Everyone in the room looked up with the blinking light of surgery turned off.

He wanted to race to the doctor and demand answers, updates, anything, to tell him that she was alright, that she would pull through, but he found himself lacking in energy, lacking the articulation needed to make sound.

He could only look on as the doctor walked out slowly with blood – her blood, too much of her blood – drying on his scrubs.

"Are you here for Agent Greenaway?"

"How is she doing?" Gideon was the first to react and he moved forward, eyeing the doctor with uneasy eyes and weariness.

"Considering the trauma her body had gone through, she is doing extremely well. Of course, she will need time to recover. The bullet had narrowly missed any organs and didn't mushroom, so we were able to retrieve it intact. Agent Greenaway is now being moved to recovery. We'll be keeping her in the ICU overnight for observation."

"When can we see her?" his voice cracked when he finally spoke.

"Sir, the visiting hours are," the doctor started, and shook his head mid-sentence. "I'll have a nurse come let you know when Agent Greenaway is settled in her room. Please, only one person at a time. She needs her rest."

He watched as the doctor moved away and felt drained and relief at the same time. She'll be fine, he thought. He could feel the muscle that had been tensed tightly relax and he breathed a little easier.

"You should talk to her," Gideon, standing against the wall to his right, said softly, his eyes piercing.

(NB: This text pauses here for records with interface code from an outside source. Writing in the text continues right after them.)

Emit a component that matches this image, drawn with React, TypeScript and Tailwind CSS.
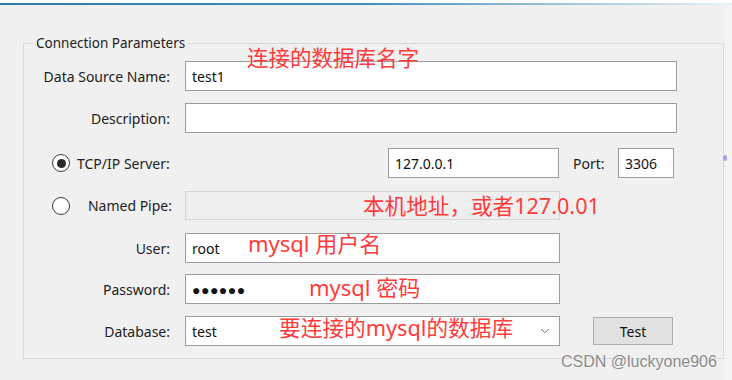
import React from 'react';
import { ChevronDown } from 'lucide-react';

const font = { fontFamily: '"Noto Sans", "Liberation Sans", sans-serif' };

const Field: React.FC<{ className?: string; children?: React.ReactNode }> = ({ className = '', children }) => (
    <div className={`h-[30px] bg-white border-[1.5px] border-[#9c9c9c] flex items-center px-[6px] text-[14px] text-[#111] ${className}`}>
        {children}
    </div>
);

const Radio: React.FC<{ checked?: boolean }> = ({ checked }) => (
    <div className="w-[18px] h-[18px] rounded-full border-[1.5px] border-[#3a3a3a] bg-white flex items-center justify-center">
        {checked && <div className="w-[9px] h-[9px] rounded-full bg-[#2a2a2a]" />}
    </div>
);

const Label: React.FC<{ text: string }> = ({ text }) => (
    <div className="w-[146px] shrink-0 text-right text-[14px] text-[#222]">{text}</div>
);

const Note: React.FC<{ className: string; children: React.ReactNode }> = ({ className, children }) => (
    <div
        className={`absolute text-[#ff3b3b] leading-none whitespace-nowrap ${className}`}
        style={{ fontFamily: '"Noto Sans", "Noto Sans CJK SC", sans-serif' }}
    >
        {children}
    </div>
);

const App: React.FC = () => {
    return (
        <div className="relative w-[732px] h-[380px] bg-[#f0f0f0] overflow-hidden" style={font}>
            <div className="h-[3px] bg-white" />
            <div className="h-[2px] bg-gradient-to-r from-[#2c7bab] via-[#3f8fbd] to-[#e8f2f7]" />

            <div className="flex h-[375px]">
                <div className="w-[23px] shrink-0" />
                <div className="w-[701px] shrink-0 pt-[38px]">
                    <div className="relative h-[316px] border border-[#d8d8d8]">
                        <div className="absolute left-[10px] top-[-11px] px-[2px] bg-[#f0f0f0] text-[13.5px] text-[#222] leading-[20px]">
                            Connection Parameters
                        </div>

                        <div className="pt-[17px]">
                            <div className="flex items-center gap-[15px]">
                                <Label text="Data Source Name:" />
                                <Field className="w-[492px]">test1</Field>
                            </div>

                            <div className="flex items-center gap-[15px] mt-[12px]">
                                <Label text="Description:" />
                                <Field className="w-[492px]" />
                            </div>

                            <div className="flex items-center mt-[15px] h-[30px]">
                                <div className="w-[364px] shrink-0 flex items-center pl-[28px] gap-[7px] text-[14px] text-[#222]">
                                    <Radio checked />
                                    <span>TCP/IP Server:</span>
                                </div>
                                <Field className="w-[171px]">127.0.0.1</Field>
                                <span className="ml-[14px] w-[45px] text-[14px] text-[#222]">Port:</span>
                                <Field className="w-[56px]">3306</Field>
                            </div>

                            <div className="flex items-center mt-[13px] h-[29px] gap-[13px]">
                                <div className="w-[148px] shrink-0 flex items-center pl-[28px] text-[14px] text-[#222]">
                                    <Radio />
                                    <span className="ml-auto">Named Pipe:</span>
                                </div>
                                <div className="w-[375px] h-[29px] border border-[#d6d6d6] bg-[#efefef]" />
                            </div>

                            <div className="flex items-center gap-[15px] mt-[13px]">
                                <Label text="User:" />
                                <Field className="w-[375px]">root</Field>
                            </div>

                            <div className="flex items-center gap-[15px] mt-[11px]">
                                <Label text="Password:" />
                                <Field className="w-[375px] tracking-[0.5px] text-[14px]">●●●●●●</Field>
                            </div>

                            <div className="flex items-center gap-[15px] mt-[12px]">
                                <Label text="Database:" />
                                <Field className="w-[375px] h-[28px] justify-between">
                                    <span>test</span>
                                    <ChevronDown size={14} strokeWidth={1.5} className="text-[#555] mr-[1px]" />
                                </Field>
                                <div className="ml-[18px] w-[80px] h-[28px] bg-[#e1e1e1] border border-[#adadad] flex items-center justify-center text-[14px] text-[#111]">
                                    Test
                                </div>
                            </div>
                        </div>
                    </div>
                </div>
                <div className="flex-1 bg-[#f3f3f3] relative">
                    <div className="absolute left-[-1px] top-[150px] w-[4px] h-[6px] rounded-full bg-[#a7a7ee]" />
                </div>
            </div>

            <Note className="left-[247px] top-[47px] text-[21.5px]">连接的数据库名字</Note>
            <Note className="left-[363px] top-[195px] text-[21.6px]">本机地址，或者127.0.01</Note>
            <Note className="left-[248px] top-[232px] text-[22px]">mysql 用户名</Note>
            <Note className="left-[309px] top-[276px] text-[22px]">mysql 密码</Note>
            <Note className="left-[279px] top-[317px] text-[21.7px]">要连接的mysql的数据库</Note>

            <div
                className="absolute left-[561px] top-[350px] text-[16px] text-[#8a8a8a] whitespace-nowrap"
                style={{ fontFamily: '"Liberation Sans", sans-serif', textShadow: '0 0 2px #fff' }}
            >
                CSDN @luckyone906
            </div>
        </div>
    );
};

export default App;
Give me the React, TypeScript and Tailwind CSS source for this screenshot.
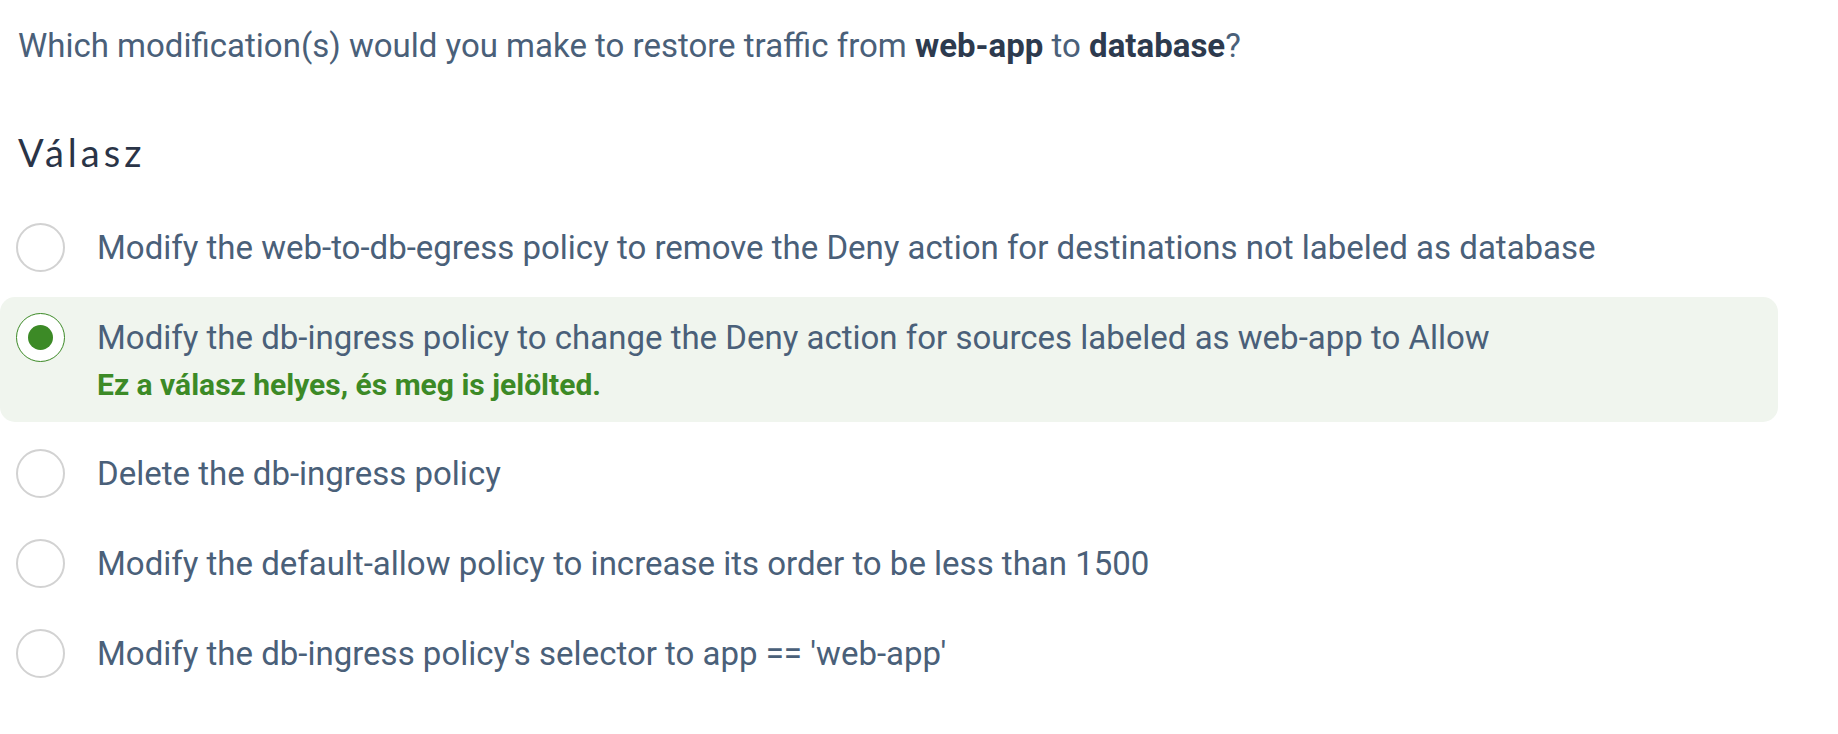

"What - " he started, but stopped when Gideon shook his head.

"Don't deny anything. You don't have to justify yourself to me or to the others. You only have to answer to yourself. You have let some feelings you've locked up out these past few hours, and don't let them go back into hiding. I know regulations forbid it, but do you really think that, in our profession, it's easy to find a partner, a soulmate outside of the job?"

The nurse walked through the door before he could formulate a response, "Agent Greenaway is in her room. Which one of you would like to see her first?"

Gideon moved away from the wall, "You think about that. We'll go in first, and when you're ready, go see her."

He lifted up his head, and looked straight into the eyes of his supervisor. "Hotch?"

"Discretion is always the key," he said softly before turning to walk out the door after Gideon.

Reid, finally moving from the corner he had occupied, stopped beside him and laid his hand gently on his shoulder, squeezing comfortingly, "It'll work out alright."

He watched as his teammates walked out of the stark white room, and stood to follow them out.

He had somewhere he needed to be, someone he needed to see, to hold.